Declinata in maniera più creativa, serve a
testare la lealtà dei funzionari con programmi di realtà virtuali;
combattere gli sprechi centellinando la carta igienica nei bagni grazie
al riconoscimento facciale; monitorare il grado di attenzione degli
studenti in classe attraverso l’espressione del viso; migliorare il
rendimento dei lavoratori per mezzo dispositivi wireless in caschi e
berretti capaci di controllare costantemente le onde cerebrali di chi li
indossa.
Secondo il Financial Times, ormai il 10% dei contenuti
caricati su iQiyi, il Netflix cinese, viene rimosso in automatico dagli
algoritmi senza bisogno dell’intervento di censori in carne ed ossa.
Tutto
questo è reso possibile dalla gigantesca mole di dati generata dagli
oltre 770 milioni di netizen e dal crescente controllo dello Stato sulle
informazioni grazie alla controversa partnership con i colossi
dell’hi-tech. Per Feng Xiang, docente di legge presso la Tsinghua
University, il coinvolgimento del governo è necessario per impedire che
la nascita di un «capitalismo digitale» – dominato da un «oligopolio di
supericchi» – sfoci in automazione selvaggia e conseguenti licenziamenti
di massa. L’altra faccia della medaglia, tuttavia, è il controllo
orwelliano dello spazio on e offline. Di pochi giorni fa la notizia
della partecipazione di Huawei nell’apertura di un laboratorio per la
«digitalizzazione della sicurezza pubblica» a Urumqi, capoluogo del
Xinjiang.
C’è chi considera la regione autonoma laboratorio per la
formulazione di politiche in futuro estendibili al resto del paese. Di
più. Sfruttando la Belt and Road, la cintura economica tra Asia, Europa
ed Africa, il «modello Xinjiang» rischia – nel bene e nel male – di
farsi strada oltreconfine attraverso la cosiddetta nuova via della seta.
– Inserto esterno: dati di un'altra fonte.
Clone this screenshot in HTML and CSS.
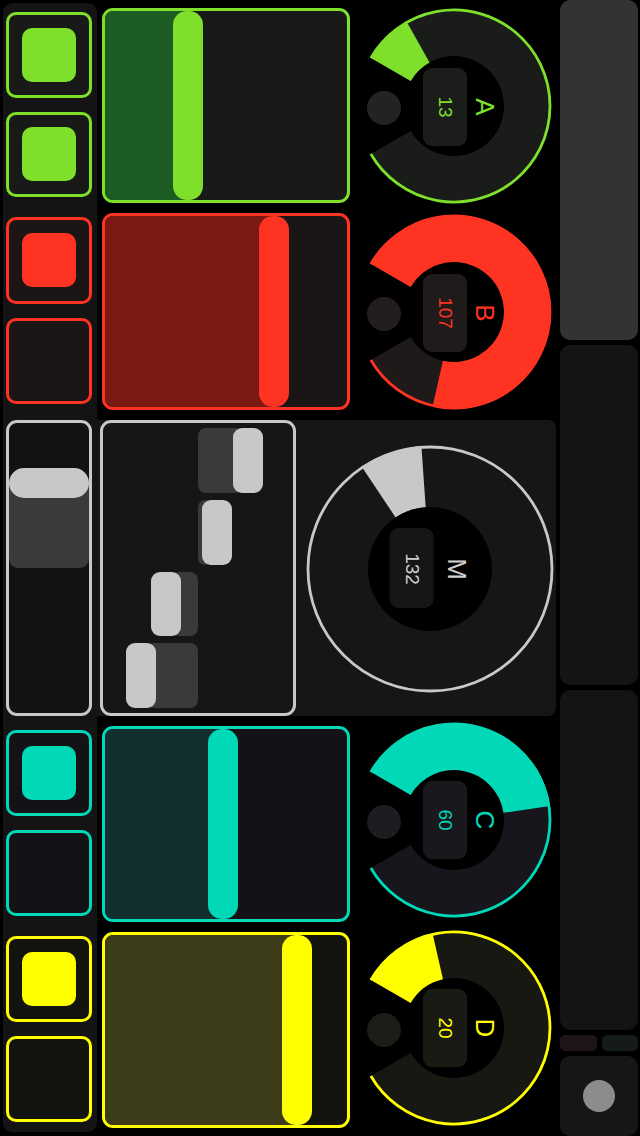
FILE: index.html
```html
<!DOCTYPE html>
<html>
<head>
<meta charset="utf-8">
<link rel="stylesheet" href="styles.css">
</head>
<body>
<div class="app">
  <div class="main">
    <div class="strip-bg"></div>

    <!-- Row A -->
    <div class="btns c1 r1 t-a">
      <div class="btn"><span class="lamp"></span></div>
      <div class="btn"><span class="lamp"></span></div>
    </div>
    <div class="row c2 r1 t-a">
      <div class="fader"><div class="fill" style="width:78px"></div><div class="handle"></div></div>
      <svg class="knob" width="200" height="200" viewBox="0 0 200 200">
        <path class="ring" d="M16,51.5 A97,97 0 1 1 16,148.5 L56.7,125 A50,50 0 1 0 56.7,75 Z"/>
        <path class="edge" d="M16.86,52 A96,96 0 1 1 16.86,148"/>
        <path class="val" d="M16,51.5 A97,97 0 0 1 52.55,15.4 L75.54,56.39 A50,50 0 0 0 56.7,75 Z"/>
        <circle class="dot" cx="30" cy="102" r="17"/>
        <rect class="vbox" x="69" y="62" width="44" height="78" rx="9"/>
        <text class="vtxt" transform="translate(91 101) rotate(90)">13</text>
        <text class="ltxt" transform="translate(131 101) rotate(90)">A</text>
      </svg>
    </div>

    <!-- Row B -->
    <div class="btns c1 r2 t-b">
      <div class="btn"><span class="lamp"></span></div>
      <div class="btn"></div>
    </div>
    <div class="row c2 r2 t-b">
      <div class="fader"><div class="fill" style="width:164px"></div><div class="handle"></div></div>
      <svg class="knob" width="200" height="200" viewBox="0 0 200 200">
        <path class="ring" d="M16,51.5 A97,97 0 1 1 16,148.5 L56.7,125 A50,50 0 1 0 56.7,75 Z"/>
        <path class="edge" d="M16.86,52 A96,96 0 1 1 16.86,148"/>
        <path class="val" d="M16,51.5 A97,97 0 1 1 78.57,194.6 L88.96,148.77 A50,50 0 1 0 56.7,75 Z"/>
        <circle class="dot" cx="30" cy="102" r="17"/>
        <rect class="vbox" x="69" y="62" width="44" height="78" rx="9"/>
        <text class="vtxt" transform="translate(91 101) rotate(90)">107</text>
        <text class="ltxt" transform="translate(131 101) rotate(90)">B</text>
      </svg>
    </div>

    <!-- Row M -->
    <div class="vfader c1 r3">
      <div class="vhandle"></div>
      <div class="vfill"></div>
    </div>
    <div class="mpanel c2 r3">
      <div class="pad">
        <div class="bar"><span class="sp" style="width:95px"></span><span class="mfill" style="width:45px"></span><span class="mhandle after"></span></div>
        <div class="bar"><span class="sp" style="width:95px"></span><span class="mfill" style="width:14px"></span><span class="mhandle after"></span></div>
        <div class="bar"><span class="sp" style="width:48px"></span><span class="mhandle"></span><span class="mfill after" style="width:27px"></span></div>
        <div class="bar"><span class="sp" style="width:23px"></span><span class="mhandle"></span><span class="mfill after" style="width:52px"></span></div>
      </div>
      <svg class="mknob" width="250" height="250" viewBox="0 0 250 250">
        <circle class="medge" cx="125" cy="125" r="122"/>
        <path class="mval" d="M56.76,22.66 A123,123 0 0 1 116.42,2.3 L120.67,63.15 A62,62 0 0 0 90.6,73.42 Z"/>
        <circle class="mhole" cx="125" cy="125" r="62"/>
        <rect class="mbox" x="84.5" y="84" width="44" height="80" rx="9"/>
        <text class="vtxt" transform="translate(107 125) rotate(90)">132</text>
        <text class="ltxt" transform="translate(152 125) rotate(90)">M</text>
      </svg>
    </div>

    <!-- Row C -->
    <div class="btns c1 r4 t-c">
      <div class="btn"><span class="lamp"></span></div>
      <div class="btn"></div>
    </div>
    <div class="row c2 r4 t-c">
      <div class="fader"><div class="fill" style="width:113px"></div><div class="handle"></div></div>
      <svg class="knob up-c" width="200" height="200" viewBox="0 0 200 200">
        <path class="ring" d="M16,51.5 A97,97 0 1 1 16,148.5 L56.7,125 A50,50 0 1 0 56.7,75 Z"/>
        <path class="edge" d="M16.86,52 A96,96 0 1 1 16.86,148"/>
        <path class="val" d="M16,51.5 A97,97 0 0 1 195.99,86.05 L149.48,92.81 A50,50 0 0 0 56.7,75 Z"/>
        <circle class="dot" cx="30" cy="102" r="17"/>
        <rect class="vbox" x="69" y="61" width="44" height="78" rx="9"/>
        <text class="vtxt" transform="translate(91 100) rotate(90)">60</text>
        <text class="ltxt" transform="translate(131 100) rotate(90)">C</text>
      </svg>
    </div>

    <!-- Row D -->
    <div class="btns c1 r5 t-d">
      <div class="btn"><span class="lamp"></span></div>
      <div class="btn"></div>
    </div>
    <div class="row c2 r5 t-d">
      <div class="fader"><div class="fill" style="width:187px"></div><div class="handle"></div></div>
      <svg class="knob up-d" width="200" height="200" viewBox="0 0 200 200">
        <path class="ring" d="M16,51.5 A97,97 0 1 1 16,148.5 L56.7,125 A50,50 0 1 0 56.7,75 Z"/>
        <path class="edge" d="M16.86,52 A96,96 0 1 1 16.86,148"/>
        <path class="val" d="M16,51.5 A97,97 0 0 1 78.57,5.4 L88.96,51.23 A50,50 0 0 0 56.7,75 Z"/>
        <circle class="dot" cx="30" cy="102" r="17"/>
        <rect class="vbox" x="69" y="61" width="44" height="78" rx="9"/>
        <text class="vtxt" transform="translate(91 100) rotate(90)">20</text>
        <text class="ltxt" transform="translate(131 100) rotate(90)">D</text>
      </svg>
    </div>
  </div>

  <div class="side">
    <div class="spanel light"></div>
    <div class="spanel"></div>
    <div class="spanel"></div>
    <div class="pills"><span class="pill red"></span><span class="pill green"></span></div>
    <div class="sbottom"><span class="ball"></span></div>
  </div>
</div>
</body>
</html>
```

FILE: styles.css
```css
html, body {
  margin: 0;
  padding: 0;
  background: #000;
  width: 640px;
  height: 1136px;
  overflow: hidden;
  font-family: "Liberation Sans", Arial, sans-serif;
}

.app {
  display: flex;
  align-items: flex-start;
}

.main {
  display: grid;
  grid-template-columns: 94px 459px;
  grid-template-rows: 195px 197px 296px 196px 196px;
  row-gap: 10px;
  padding: 8px 0 0 3px;
}

.c1 { grid-column: 1; }
.c2 { grid-column: 2; }
.r1 { grid-row: 1; }
.r2 { grid-row: 2; }
.r3 { grid-row: 3; }
.r4 { grid-row: 4; }
.r5 { grid-row: 5; }

.strip-bg {
  grid-column: 1;
  grid-row: 1 / 6;
  margin: -5px 0 -4px 0;
  background: #141414;
  border-radius: 9px;
}

/* themes */
.t-a { --c: #7fe02b; --bg: #171a17; --fill: #1d5c22; --ring: #1a1c1a; --dot: #222422; --box: #1b1d1b; }
.t-b { --c: #ff3322; --bg: #1b1515; --fill: #7a1a13; --ring: #1f1a1a; --dot: #231e1e; --box: #201b1b; }
.t-c { --c: #00d8b8; --bg: #121217; --fill: #14302e; --ring: #16161c; --dot: #1c1c21; --box: #18181d; }
.t-d { --c: #ffff00; --bg: #131310; --fill: #3c3c18; --ring: #181813; --dot: #1d1d18; --box: #1a1a15; }

/* buttons */
.btns {
  display: flex;
  flex-direction: column;
  gap: 14px;
  padding: 4px 5px 6px 3px;
}

.btn {
  flex: 1;
  box-sizing: border-box;
  border: 3px solid var(--c);
  border-radius: 10px;
  background: var(--bg);
  display: flex;
  align-items: center;
  justify-content: center;
}

.lamp {
  width: 54px;
  height: 54px;
  border-radius: 10px;
  background: var(--c);
}

/* rows */
.row {
  display: flex;
  align-items: center;
}

.fader {
  align-self: stretch;
  margin-left: 5px;
  width: 248px;
  box-sizing: border-box;
  border: 3px solid var(--c);
  border-radius: 11px;
  background: var(--bg);
  display: flex;
  overflow: hidden;
}

.fill {
  background: var(--fill);
  border-radius: 8px 0 0 8px;
  flex: none;
}

.handle {
  flex: none;
  width: 30px;
  margin-left: -10px;
  background: var(--c);
  border-radius: 14px;
  position: relative;
  z-index: 1;
}

.knob {
  margin-left: 4px;
  flex: none;
  overflow: visible;
}

.knob.up-c { margin-top: -9px; }
.knob.up-d { margin-top: -5px; }

.knob .ring { fill: var(--ring); }
.knob .edge { fill: none; stroke: var(--c); stroke-width: 2.8; }
.knob .val { fill: var(--c); }
.knob .dot { fill: var(--dot); }
.knob .vbox { fill: var(--box); }

.knob text {
  fill: var(--c);
}

.vtxt, .ltxt {
  font-family: "Liberation Sans", Arial, sans-serif;
  text-anchor: middle;
  dominant-baseline: central;
}

.vtxt { font-size: 19px; }
.ltxt { font-size: 26px; }

/* M row */
.vfader {
  margin-left: 3px;
  width: 86px;
  box-sizing: border-box;
  border: 3px solid #c8c8c8;
  border-radius: 11px;
  background: #121212;
  padding-top: 45px;
  display: flex;
  flex-direction: column;
}

.vhandle {
  height: 30px;
  border-radius: 15px;
  background: #c8c8c8;
  position: relative;
  z-index: 1;
}

.vfill {
  height: 85px;
  margin-top: -15px;
  background: #3a3a3a;
  border-radius: 0 0 9px 9px;
}

.mpanel {
  display: flex;
  align-items: center;
  background: #161616;
  border-radius: 0 8px 8px 0;
}

.pad {
  align-self: stretch;
  margin-left: 3px;
  width: 196px;
  box-sizing: border-box;
  border: 3px solid #c8c8c8;
  border-radius: 11px;
  background: #161616;
  padding: 5px 0;
  display: flex;
  flex-direction: column;
  gap: 7px;
}

.bar {
  flex: 1;
  display: flex;
}

.sp { flex: none; }

.mfill {
  flex: none;
  background: #3a3a3a;
  border-radius: 8px;
}

.mfill.after { margin-left: -10px; }

.mhandle {
  flex: none;
  width: 30px;
  background: #c8c8c8;
  border-radius: 9px;
  position: relative;
  z-index: 1;
}

.mhandle.after { margin-left: -10px; }

.mknob {
  flex: none;
  margin-left: 8.5px;
  margin-top: 2px;
  overflow: visible;
}

.medge { fill: #161616; stroke: #c8c8c8; stroke-width: 2.8; }
.mval { fill: #c8c8c8; }
.mhole { fill: #000; }
.mbox { fill: #161616; }
.mknob text { fill: #d0d0d0; }

/* right column */
.side {
  width: 78px;
  margin-left: 4px;
  display: flex;
  flex-direction: column;
  gap: 5px;
}

.spanel {
  height: 340px;
  border-radius: 10px;
  background: #141414;
}

.spanel.light { background: #333333; }

.pills {
  height: 16px;
  display: flex;
  gap: 5px;
}

.pill {
  flex: 1;
  border-radius: 5px;
}

.pill.red { background: #1e1616; }
.pill.green { background: #151b17; }

.sbottom {
  height: 80px;
  border-radius: 10px;
  background: #161616;
  display: flex;
  align-items: center;
  justify-content: center;
}

.ball {
  width: 32px;
  height: 32px;
  border-radius: 50%;
  background: #8c8c8c;
}
```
Ad aprile, Cloudwalk, società con sede nel Guangdong, ha siglato
un’intesa con il governo dello Zimbabwe per la realizzazione di un
progetto di «sorveglianza intelligente», noto come Eagle Eye, debutto
ufficiale dell’AI «made in China» nel continente africano. Come scrive
il giornalista zimbabwiano Farai Mudzingwa, «come sempre, quando viene
introdotto uno strumento di sorveglianza, dobbiamo chiederci se questo
possa essere usato per scopi malvagi. In un paese come il nostro, dove
nel corso degli anni si sono verificate molteplici violazioni dei
diritti umani, temo sinceramente che la tecnologia non venga
effettivamente utilizzata per introdurre un miglioramento».